“若紫,他再烧下去,估计也活不了多久了。”我轻轻抚摸她的发顶。温言和她道,“我今日来,本没有旁的意思,只是你真的这么喜欢他,我一方面觉得你可惜,一方面又觉得很欣慰。可惜是,你是我身边呆了这么久的人,却依然和我这般生分。虽然我不相信成婚是女子的终身,却一直都想给你们找个好丈夫,多多少少过的开心些,我怜惜的是你与他这段孽缘。可另一方面,我又自私的觉得欣慰。母亲身体不好,他这要是去了,估计母亲也会随着他走吧。父亲年纪也到了,又素来端方,怕是这辈子也不会有其他的子嗣,你现下怀了紫琉的孩子,其实我是极其欣慰的……我是不是很自私?明明知道女子太过年幼产子容易难产,明明知道你生来骨骼纤细,可是,若紫,那是我兄弟,我和他共用一样的父母,我是注定活不长的,若是让父母接连两次白发人送黑发人,这是多么凄惨的一件事情?倒是等你这个孩子生下来后,多少也能给他们些安慰……”
她沉默了许久,转头问我,“殿下说,白小姐问过,是否想要二殿下高烧退下去?”
我点了点头,“她是说过这话,可是,紫琉病死亦或者病愈,对他来说又有什么区别呢?何况她又不是什么医药世家,想来也是没有法子的吧。
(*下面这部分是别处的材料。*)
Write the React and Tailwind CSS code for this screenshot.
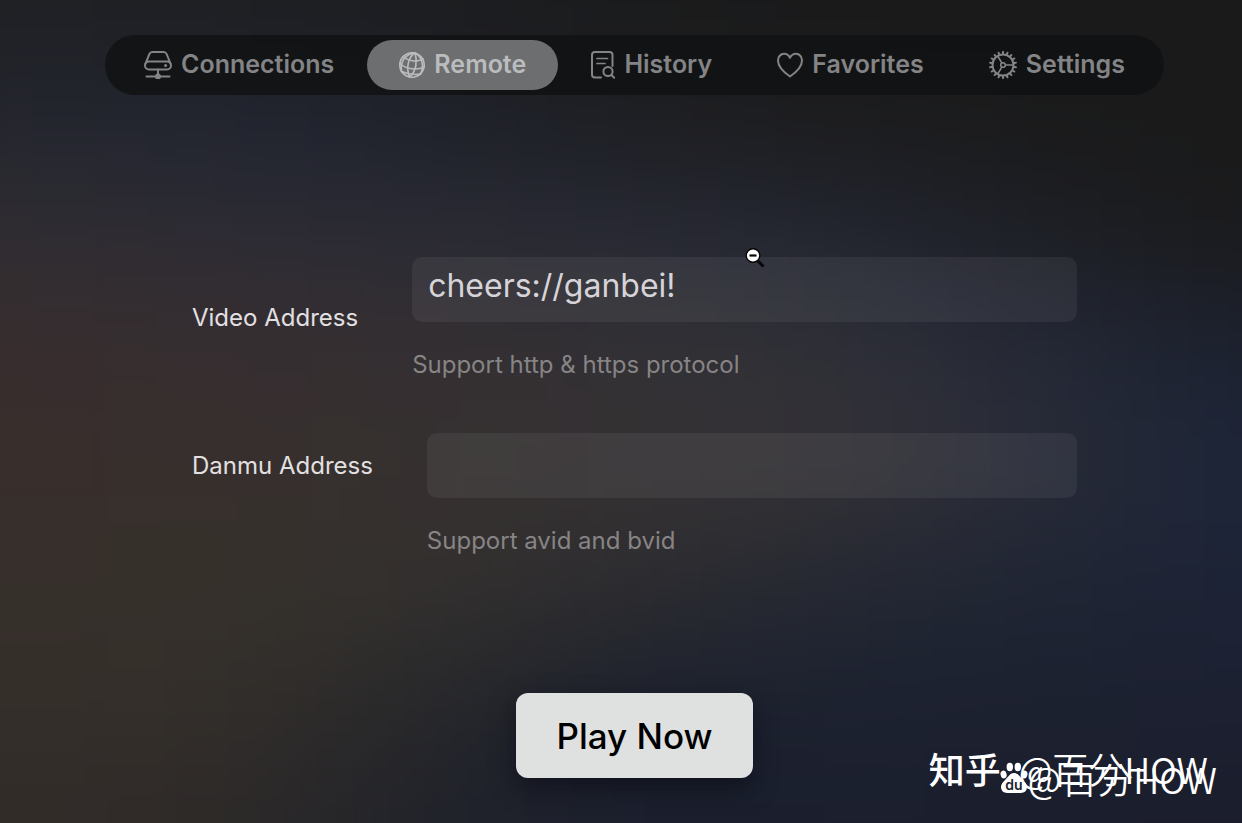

”
她抬起哭肿了的眼,看着我,道,“想来,白小姐说的是那今年民间才兴起的一味药,唤作青霉。据说治疗脓肿炎症极为有效,虽然多少有些风险,但是,”她看着我,“殿下,我想,现下已经到了不怕风险的时候了。”
我一听青霉二字便已经信了八分。
只是……
“那药是否极为耗时?”
她从自己妆台上取过一只白瓷瓶给我,那瓶子釉质润泽美丽,形制也极为稳重大方,她惨白着一张脸,只和我说,“殿下……只求信我一次,让二殿下服下此药……具体服用方式让我派人查询一下。殿下……”转头又想起了什么,忙吩咐众人在仓库中好生搜罗,不大一会的功夫,竟是连着拿了六只瓷瓶过来。方才和我道,“每次直饮便是,只是这药量到现在都没有确切的规定。。。。。”
我握住那白瓷瓶,只觉得这药真真的价比黄金。忙递交与睡莲,叫她好生收着。方才和她道,“你不必费心,我晓得的。”
随后若紫回到榻上,只和我道,“我记得还有些多余的,只是不知道被收到哪里去了,殿下……等我找到那些后,定会派人送到宫里去,现下我有些不舒服,就不远送了……”
我得了那只瓷瓶,已是喜不自禁,虽然心底里对若紫这形容隐约有些不妙的感想,但到底紫琉病的更重,只好不断的要求她好好照顾自己,出门又吩咐了许尚书许多方才离开。
出了许家大门,就命众人快速回宫,因为自己因为身体问题,底下的人走的不快,便吩咐睡莲先抱着瓶子去给紫琉喂药,她犹豫的问我,“殿下,该喂多少?”
我咬咬牙,“你先喂他一瓶吧。”
她答应着,急匆匆的就去了。
等我赶到时,她与甘桧等人早已用喂药的铜壶撬开他的牙关,一点一点的往他嘴里灌药。
我伏在他榻上,因为来的急,只是喘气不止。又帮不上什么忙,只是伏在他脚边看着众人忙活,因为他背的伤不能仰卧,这几日都是侧卧俯卧轮换着来,现下喂药,也只好为他特意垫高了侧卧着的头部免得呛到。
然而一瓶药还没有饮完,我却看见了瓷瓶的底部似乎有着字。等他们灌完了,我接过瓷瓶,倒着看,才发现那竟是一个在烧制前就专门用模具打上的一个陈字。旁边还有一行蝇头小楷,陈许两族,天作之合。